International Journal of Population Data Science (Sep 2024)
Probabilistic Record Linkage for Families (PRLF): A Discussion of the Development and Validation of this Open-Source Linkage Tool
Abstract
Linking administrative records across programs can yield person-centered information, including client characteristics, public service trajectories, and outcomes and help to answer policy-related questions. Several solutions are available for undertaking record linkage, producing linkage keys for merging data sources for positively matched pairs of records. In this session, we will demonstrate a new application of the Python RecordLinkage package to family-based record linkages with machine learning algorithms for probability scoring, which we call probabilistic record linkage for families (PRLF). First, we will demonstrate the utility of PRLF with a simulation of administrative records and assess linkage accuracy with variations in match rates and data degradation.
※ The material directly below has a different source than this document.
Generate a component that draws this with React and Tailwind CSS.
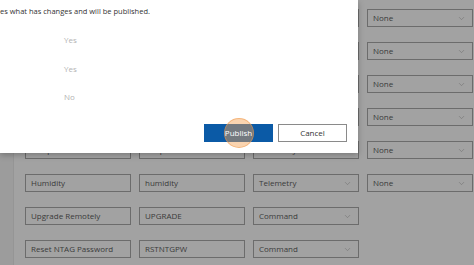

Second, we will compare generalized linear model estimates across three record linkage solutions (PRLF, ChoiceMaker, and Link Plus). Findings from the simulation study indicate linkage accuracy is largely influenced by degradation (e.g., missing data fields, erroneous or incomplete values) compared to the proportion of simulated matches between datasets. Results from the methods comparison using real world data indicate that all three solutions, when optimized, provide similar results for researchers. We discuss the strengths of our process, such as the use of ensemble methods, to improve match accuracy. We then will identify caveats of record linkage in the context of administrative data. The tool was developed in Python to allow for researchers to work with open-source software and adjust the basic workflow to fit their linkage needs. We will identify several partnerships where this collaboration has worked successfully and empower attendees with access to this useful tool.